■ **DIRECTIONS**
Begin at the first line of the data and copy each line through the one containing "export default App;", that line included, with no pictures.

■ **AVAILABLE RECORDS**
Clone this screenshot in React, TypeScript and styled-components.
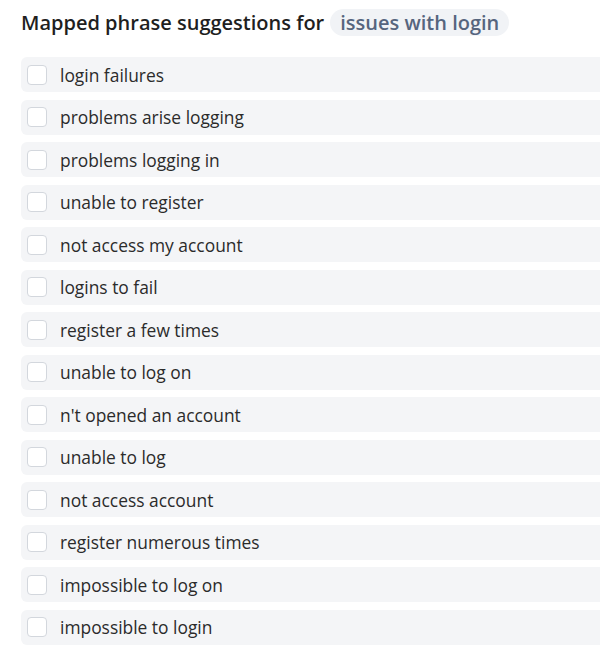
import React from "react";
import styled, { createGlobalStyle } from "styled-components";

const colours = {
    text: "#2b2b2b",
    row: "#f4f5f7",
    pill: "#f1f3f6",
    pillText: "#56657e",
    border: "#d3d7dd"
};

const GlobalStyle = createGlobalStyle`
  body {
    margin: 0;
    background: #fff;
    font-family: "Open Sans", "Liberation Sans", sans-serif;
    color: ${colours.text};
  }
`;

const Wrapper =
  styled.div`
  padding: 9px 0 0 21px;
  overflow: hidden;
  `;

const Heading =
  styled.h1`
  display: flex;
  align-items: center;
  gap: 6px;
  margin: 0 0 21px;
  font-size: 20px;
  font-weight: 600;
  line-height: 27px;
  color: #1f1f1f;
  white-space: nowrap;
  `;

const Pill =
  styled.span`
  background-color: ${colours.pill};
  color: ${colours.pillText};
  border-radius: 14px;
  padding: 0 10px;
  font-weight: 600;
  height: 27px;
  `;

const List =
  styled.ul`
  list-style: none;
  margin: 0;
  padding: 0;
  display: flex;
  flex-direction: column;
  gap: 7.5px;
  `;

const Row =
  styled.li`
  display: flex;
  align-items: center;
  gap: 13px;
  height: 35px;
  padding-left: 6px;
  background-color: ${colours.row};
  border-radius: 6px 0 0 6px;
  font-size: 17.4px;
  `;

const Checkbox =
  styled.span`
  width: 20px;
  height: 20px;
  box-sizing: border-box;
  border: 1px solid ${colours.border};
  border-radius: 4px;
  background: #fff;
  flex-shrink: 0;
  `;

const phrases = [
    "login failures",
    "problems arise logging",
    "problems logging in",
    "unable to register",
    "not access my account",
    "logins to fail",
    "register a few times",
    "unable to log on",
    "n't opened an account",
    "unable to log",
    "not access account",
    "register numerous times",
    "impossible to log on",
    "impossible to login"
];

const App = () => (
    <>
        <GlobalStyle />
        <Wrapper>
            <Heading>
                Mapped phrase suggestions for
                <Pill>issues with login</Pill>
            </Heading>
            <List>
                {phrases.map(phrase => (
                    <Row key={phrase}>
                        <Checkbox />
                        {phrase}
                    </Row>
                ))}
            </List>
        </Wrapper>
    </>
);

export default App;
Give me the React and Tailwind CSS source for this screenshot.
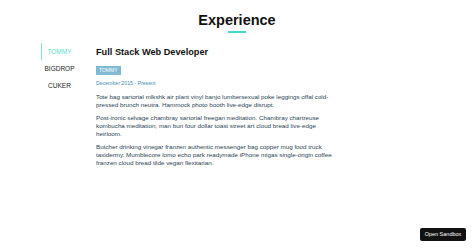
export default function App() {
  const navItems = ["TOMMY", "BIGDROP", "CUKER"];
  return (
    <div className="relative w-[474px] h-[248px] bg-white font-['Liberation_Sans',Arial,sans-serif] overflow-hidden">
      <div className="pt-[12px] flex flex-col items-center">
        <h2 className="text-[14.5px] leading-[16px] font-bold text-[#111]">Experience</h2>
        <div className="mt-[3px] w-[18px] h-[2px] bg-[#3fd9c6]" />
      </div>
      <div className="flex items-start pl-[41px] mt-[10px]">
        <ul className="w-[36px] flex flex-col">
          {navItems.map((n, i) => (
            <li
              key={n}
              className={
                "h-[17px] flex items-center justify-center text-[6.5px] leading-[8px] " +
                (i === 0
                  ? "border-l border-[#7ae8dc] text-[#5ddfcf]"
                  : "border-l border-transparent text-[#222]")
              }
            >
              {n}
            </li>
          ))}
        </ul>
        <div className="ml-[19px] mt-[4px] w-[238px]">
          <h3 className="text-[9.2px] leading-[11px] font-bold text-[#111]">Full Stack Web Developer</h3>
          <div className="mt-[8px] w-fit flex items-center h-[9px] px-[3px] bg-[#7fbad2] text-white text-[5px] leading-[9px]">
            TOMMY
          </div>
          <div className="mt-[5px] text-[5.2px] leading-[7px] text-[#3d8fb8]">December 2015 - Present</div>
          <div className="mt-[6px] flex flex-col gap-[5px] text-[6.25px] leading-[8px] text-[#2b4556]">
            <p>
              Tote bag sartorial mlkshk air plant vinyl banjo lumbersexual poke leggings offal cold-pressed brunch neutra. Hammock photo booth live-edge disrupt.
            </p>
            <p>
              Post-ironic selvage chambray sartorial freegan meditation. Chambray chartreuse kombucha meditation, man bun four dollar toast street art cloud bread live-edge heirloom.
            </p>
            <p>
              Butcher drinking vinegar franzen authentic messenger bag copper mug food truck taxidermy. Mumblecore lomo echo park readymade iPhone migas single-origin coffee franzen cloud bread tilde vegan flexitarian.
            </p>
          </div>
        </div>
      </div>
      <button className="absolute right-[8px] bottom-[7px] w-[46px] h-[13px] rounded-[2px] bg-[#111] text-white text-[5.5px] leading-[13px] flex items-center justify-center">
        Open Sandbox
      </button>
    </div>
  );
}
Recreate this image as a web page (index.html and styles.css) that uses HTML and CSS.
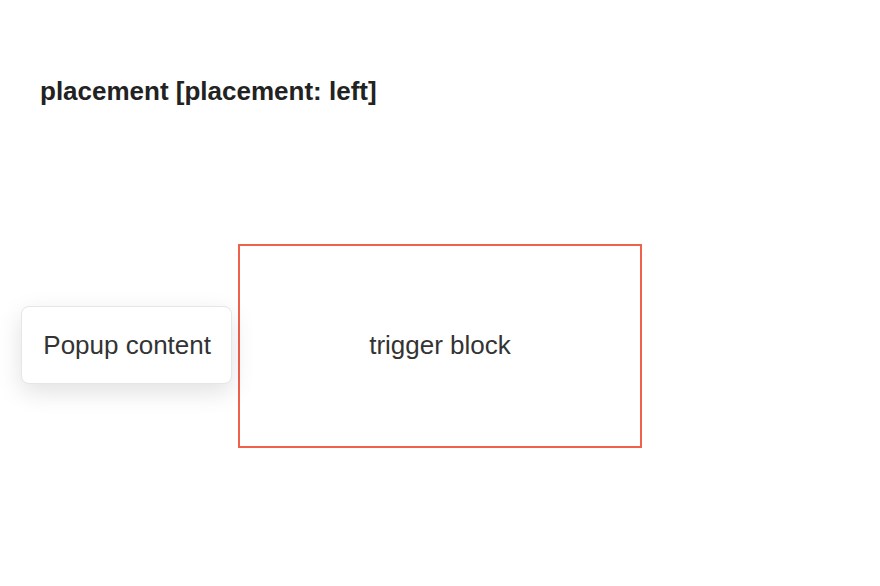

■ **SOLUTION TO THIS PROBLEM**
Clone this screenshot in React, TypeScript and styled-components.
import React from "react";
import styled, { createGlobalStyle } from "styled-components";

const colours = {
    text: "#2b2b2b",
    row: "#f4f5f7",
    pill: "#f1f3f6",
    pillText: "#56657e",
    border: "#d3d7dd"
};

const GlobalStyle = createGlobalStyle`
  body {
    margin: 0;
    background: #fff;
    font-family: "Open Sans", "Liberation Sans", sans-serif;
    color: ${colours.text};
  }
`;

const Wrapper =
  styled.div`
  padding: 9px 0 0 21px;
  overflow: hidden;
  `;

const Heading =
  styled.h1`
  display: flex;
  align-items: center;
  gap: 6px;
  margin: 0 0 21px;
  font-size: 20px;
  font-weight: 600;
  line-height: 27px;
  color: #1f1f1f;
  white-space: nowrap;
  `;

const Pill =
  styled.span`
  background-color: ${colours.pill};
  color: ${colours.pillText};
  border-radius: 14px;
  padding: 0 10px;
  font-weight: 600;
  height: 27px;
  `;

const List =
  styled.ul`
  list-style: none;
  margin: 0;
  padding: 0;
  display: flex;
  flex-direction: column;
  gap: 7.5px;
  `;

const Row =
  styled.li`
  display: flex;
  align-items: center;
  gap: 13px;
  height: 35px;
  padding-left: 6px;
  background-color: ${colours.row};
  border-radius: 6px 0 0 6px;
  font-size: 17.4px;
  `;

const Checkbox =
  styled.span`
  width: 20px;
  height: 20px;
  box-sizing: border-box;
  border: 1px solid ${colours.border};
  border-radius: 4px;
  background: #fff;
  flex-shrink: 0;
  `;

const phrases = [
    "login failures",
    "problems arise logging",
    "problems logging in",
    "unable to register",
    "not access my account",
    "logins to fail",
    "register a few times",
    "unable to log on",
    "n't opened an account",
    "unable to log",
    "not access account",
    "register numerous times",
    "impossible to log on",
    "impossible to login"
];

const App = () => (
    <>
        <GlobalStyle />
        <Wrapper>
            <Heading>
                Mapped phrase suggestions for
                <Pill>issues with login</Pill>
            </Heading>
            <List>
                {phrases.map(phrase => (
                    <Row key={phrase}>
                        <Checkbox />
                        {phrase}
                    </Row>
                ))}
            </List>
        </Wrapper>
    </>
);

export default App;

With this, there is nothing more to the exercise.